The High-Pressure Sales Tactic
When I was younger, a rental agent in Cairns convinced me that my travel insurance was “not valid in Australia” and that I had to buy their policy. It was a stressful, intimidating experience. I caved and paid an extra $300. The lesson: Rental agents are salespeople. Know your rights. If you have a legitimate stand-alone policy, it is valid. Be firm and polite.
The Credit Card “Bond” Shock
A friend of mine arrived in Sydney for a two-week trip. He’d bought a great stand-alone policy but didn’t realize the rental company would hold the full $6,000 excess on his credit card. This used up almost his entire credit limit, leaving him struggling to pay for hotels and meals. The lesson: Always have a high-limit credit card ready for the bond if you’re not taking the rental company’s own zero-excess cover.

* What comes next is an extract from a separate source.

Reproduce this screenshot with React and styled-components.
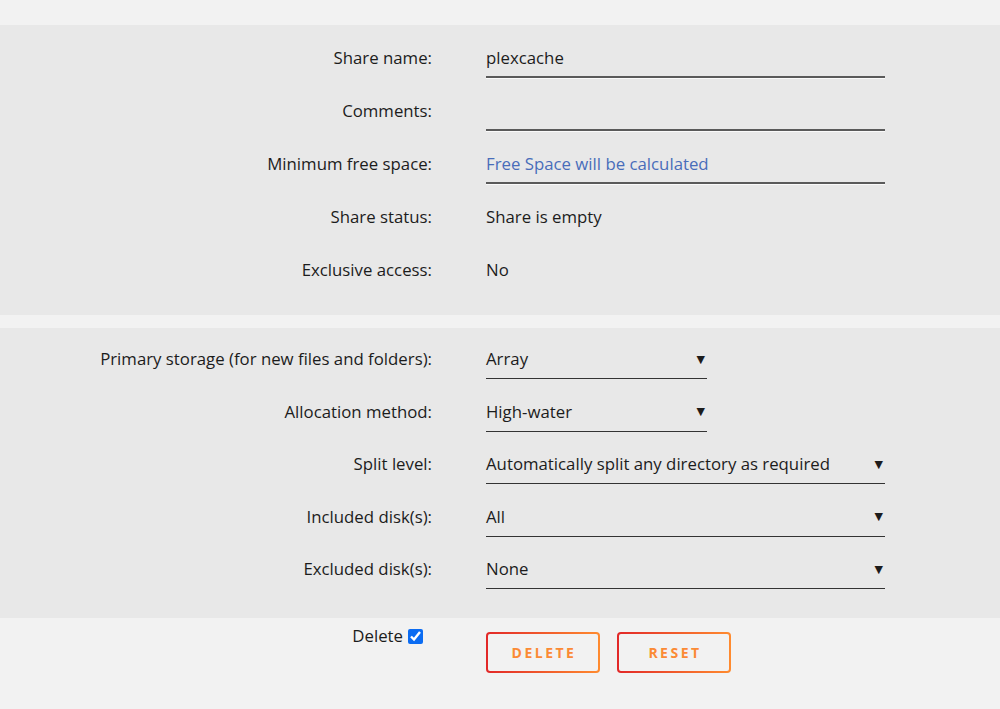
import React from "react";
import styled, { createGlobalStyle } from "styled-components";

const Global = createGlobalStyle`
  html, body { margin: 0; padding: 0; background: #f2f2f2; }
  body { font-family: "Open Sans", "DejaVu Sans", sans-serif; font-size: 16.8px; color: #1c1c1c; }
`;

const Page = styled.div`
  padding-top: 25px;
  width: 1000px;
  height: 709px;
  box-sizing: border-box;
  display: flex;
  flex-direction: column;
  gap: 13px;
`;

const Panel = styled.section`
  --row-h: ${(p) => p.$rowH}px;
  background: #e8e8e8;
  padding: ${(p) => p.$top}px 0 0;
  height: 290px;
  box-sizing: border-box;
  display: flex;
  flex-direction: column;
`;

const Row = styled.div`
  display: grid;
  grid-template-columns: 432px 1fr;
  column-gap: 54px;
  height: var(--row-h);
  flex: none;
  align-items: center;
`;

const Label = styled.label`
  text-align: right;
  line-height: 20px;
`;

const TextInput = styled.div`
  width: 399px;
  height: 40px;
  box-sizing: border-box;
  display: flex;
  align-items: center;
  border-bottom: 2px solid #5a5a5a;
  box-shadow: 0 1px 0 #fafafa;
  color: ${(p) => (p.$info ? "#486dba" : "#1c1c1c")};
  padding-top: 2px;
`;

const Value = styled.div`
  line-height: 20px;
`;

const Select = styled.div`
  width: ${(p) => (p.$wide ? "399px" : "221px")};
  height: 40px;
  box-sizing: border-box;
  display: flex;
  align-items: center;
  justify-content: space-between;
  border-bottom: 1px solid #333;
  padding-top: 1px;
`;

const Arrow = styled.span`
  font-size: 11px;
  color: #1c1c1c;
  margin-right: 2px;
  font-family: "DejaVu Sans", sans-serif;
`;

const Footer = styled.div`
  display: grid;
  grid-template-columns: 432px 1fr;
  column-gap: 54px;
  margin-top: -13px;
  padding-top: 8px;
`;

const CheckLabel = styled.label`
  display: flex;
  justify-content: flex-end;
  align-items: center;
  gap: 5px;
  line-height: 20px;
  padding-right: 9px;
  height: 20px;
`;

const Check = styled.input`
  width: 15px;
  height: 15px;
  margin: 0;
  accent-color: #0b6cf2;
`;

const Buttons = styled.div`
  display: flex;
  gap: 17px;
  padding-top: 6px;
`;

const Button = styled.button`
  width: 114px;
  height: 41px;
  border: 2px solid transparent;
  border-radius: 4px;
  background: linear-gradient(#f2f2f2, #f2f2f2) padding-box,
    linear-gradient(90deg, #e22828, #ff8b2f) border-box;
  font-family: "Open Sans", sans-serif;
  font-weight: 700;
  font-size: 14px;
  letter-spacing: 2.5px;
  color: #fb8a35;
  cursor: pointer;
  padding: 0 0 0 2px;
`;

export default function App() {
  return (
    <>
      <Global />
      <Page>
        <Panel $rowH={53} $top={6}>
          <Row>
            <Label>Share name:</Label>
            <TextInput><Value>plexcache</Value></TextInput>
          </Row>
          <Row>
            <Label>Comments:</Label>
            <TextInput />
          </Row>
          <Row>
            <Label>Minimum free space:</Label>
            <TextInput $info><Value>Free Space will be calculated</Value></TextInput>
          </Row>
          <Row>
            <Label>Share status:</Label>
            <Value>Share is empty</Value>
          </Row>
          <Row>
            <Label>Exclusive access:</Label>
            <Value>No</Value>
          </Row>
        </Panel>
        <Panel $rowH={52.5} $top={5}>
          <Row>
            <Label>Primary storage (for new files and folders):</Label>
            <Select><Value>Array</Value><Arrow>▼</Arrow></Select>
          </Row>
          <Row>
            <Label>Allocation method:</Label>
            <Select><Value>High-water</Value><Arrow>▼</Arrow></Select>
          </Row>
          <Row>
            <Label>Split level:</Label>
            <Select $wide><Value>Automatically split any directory as required</Value><Arrow>▼</Arrow></Select>
          </Row>
          <Row>
            <Label>Included disk(s):</Label>
            <Select $wide><Value>All</Value><Arrow>▼</Arrow></Select>
          </Row>
          <Row>
            <Label>Excluded disk(s):</Label>
            <Select $wide><Value>None</Value><Arrow>▼</Arrow></Select>
          </Row>
        </Panel>
        <Footer>
          <CheckLabel>Delete <Check type="checkbox" defaultChecked /></CheckLabel>
          <Buttons>
            <Button>DELETE</Button>
            <Button>RESET</Button>
          </Buttons>
        </Footer>
      </Page>
    </>
  );
}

Frequently Asked Questions
Do I legally need car hire insurance in Australia?
You don’t legally have to buy extra insurance to reduce your excess. The basic cover included in the rental is the minimum required. However, driving without reducing the very high standard excess ($4,000+) is a massive financial risk.
What is a typical excess amount in Australia?
For a standard car, expect the excess to be between $4,000 and $6,000 AUD. For larger vehicles like 4WDs or campervans, it can easily exceed $7,500 AUD.
Is it cheaper to buy insurance from the rental company or a third party?
It is almost always significantly cheaper to buy a stand-alone car hire excess policy from a third-party insurance provider before you travel.
Does my home auto insurance or credit card cover car rentals in Australia?
Your U.S. auto insurance will very rarely cover you in Australia. Some premium travel credit cards do offer this cover, but you must verify the specific terms, limits, and activation requirements with your provider before relying on it.